Here are some highlights from the report:
McCormick has major real estate holdings
Some of McCormick’s most substantial investments are in real estate: He and his wife have between $24 million to $120 million worth in various city homes, farmland, and rental properties
Along with the Manhattan home, listed as a rental and investment property, public property records show the couple purchased a Dallas condo in 2021 for $4.1 million. They also describe that as an investment property, along with a Colorado ranch worth between $5 million and $25 million, according to the disclosure.
McCormick, who for years lived in Connecticut, owns his family farm in Bloomsburg, where he grew up, valued now at $1 million to $5 million. Public records show he has significantly expanded it over the years by buying up neighboring land. McCormick’s campaign said he has owned the farm for 10 years.

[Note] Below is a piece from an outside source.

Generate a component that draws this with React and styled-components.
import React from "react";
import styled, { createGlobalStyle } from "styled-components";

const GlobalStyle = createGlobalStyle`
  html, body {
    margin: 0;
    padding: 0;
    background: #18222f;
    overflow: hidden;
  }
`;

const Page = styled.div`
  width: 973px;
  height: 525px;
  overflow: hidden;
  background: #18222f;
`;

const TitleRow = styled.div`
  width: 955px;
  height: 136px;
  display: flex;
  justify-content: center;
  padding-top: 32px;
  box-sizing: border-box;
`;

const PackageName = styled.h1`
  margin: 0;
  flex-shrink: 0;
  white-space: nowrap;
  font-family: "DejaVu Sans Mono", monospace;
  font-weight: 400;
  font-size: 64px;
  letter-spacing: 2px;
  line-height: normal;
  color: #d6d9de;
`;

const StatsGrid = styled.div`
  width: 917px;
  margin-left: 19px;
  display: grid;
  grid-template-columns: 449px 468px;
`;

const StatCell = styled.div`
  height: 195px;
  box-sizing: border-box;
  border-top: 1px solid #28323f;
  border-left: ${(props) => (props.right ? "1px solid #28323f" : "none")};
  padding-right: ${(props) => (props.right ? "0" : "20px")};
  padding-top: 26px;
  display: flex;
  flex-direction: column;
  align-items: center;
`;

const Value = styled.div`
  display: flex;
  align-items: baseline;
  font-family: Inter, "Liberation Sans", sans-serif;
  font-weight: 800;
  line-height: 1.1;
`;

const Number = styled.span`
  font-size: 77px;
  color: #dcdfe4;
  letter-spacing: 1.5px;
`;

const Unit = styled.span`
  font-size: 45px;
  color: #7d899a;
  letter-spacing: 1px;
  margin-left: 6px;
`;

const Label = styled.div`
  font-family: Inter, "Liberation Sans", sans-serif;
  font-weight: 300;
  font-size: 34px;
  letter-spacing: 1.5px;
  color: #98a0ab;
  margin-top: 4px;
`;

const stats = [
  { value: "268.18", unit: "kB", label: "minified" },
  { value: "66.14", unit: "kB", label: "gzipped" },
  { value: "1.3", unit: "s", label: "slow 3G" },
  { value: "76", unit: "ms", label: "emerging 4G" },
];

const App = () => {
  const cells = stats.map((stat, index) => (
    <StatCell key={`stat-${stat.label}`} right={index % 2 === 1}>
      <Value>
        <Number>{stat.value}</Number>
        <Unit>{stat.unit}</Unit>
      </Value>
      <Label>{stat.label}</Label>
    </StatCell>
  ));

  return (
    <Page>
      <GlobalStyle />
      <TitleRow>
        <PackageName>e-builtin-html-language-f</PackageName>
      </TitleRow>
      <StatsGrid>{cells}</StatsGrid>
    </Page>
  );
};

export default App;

» READ MORE: Mehmet Oz is worth at least $104 million and maybe a lot more, a new report says
McCormick also purchased a home in Pittsburgh’s posh Shadyside neighborhood in November, shortly before his January campaign launch. The Tudor-style manse was valued at about $2.8 million last year.
Few of the specific details of each property are available in the report, and most of it is held by limited liability corporations, not in the McCormicks’ names, making them more difficult to track down. But a search of public records offers some insight.
At least three investment properties, including the one in Colorado, could not be located in public records, and the campaign declined to offer more information. They’re listed as being worth between $11 million and $55 million combined.
A CIA tie
Along with his more than $22 million Bridgewater salary, McCormick earned $70,000 last year serving on the board of In-Q-Tel, an Arlington, Va., venture capital firm with ties to the CIA.
While that’s a drop in the bucket of his income, the job is an unusual one: The company invests in technology that could be used by the U.S. intelligence agency, including social media data-mining software and military-grade machine learning tools. Although it is nominally an independent entity, it was founded by former CIA chief George Tenet and is directly funded by the agency. It has been described by another investor as “the CIA’s venture capital fund.”
McCormick’s report also shows that he served on the Pentagon’s Defense Policy Board during the Trump administration. The board provides independent advice to the Department of Defense.
That role and the IQT position required security clearances that McCormick still holds, according to campaign spokesperson Jess Szymanski. In that role, he worked with former CIA chief Mike Pompeo, who would later become then-President Donald Trump’s secretary of state and who has endorsed McCormick.
Crypto, Aspen ties, and sales
McCormick lists between $1 million and $5 million invested with Bitwise, a San Francisco company that serves as a cryptocurrency asset manager.
He and his wife sold off dozens of their investments last year, largely corporate securities, bringing in between $859,000 and $3.1 million. Among the sales were investments in Ford, Expedia, and Pittsburgh-based Allegheny Technologies. Selling some of their Bridgewater holdings brought the couple between $100,000 and $1 million, they reported.
One of McCormick’s liabilities is a commitment of up to $5 million to Telesoft, a venture capital firm whose head, Arjun Gupta, was one of the early donors to a super PAC spending heavily to support McCormick. Gupta, who is listed as Telesoft’s “chief believer” and who typically donates to some of Congress’ most liberal Democrats, served with McCormick at the Aspen Institute.
McCormick held his position as an Aspen Institute trustee from August 2010 to November 2021, shortly before he launched his campaign, the report shows.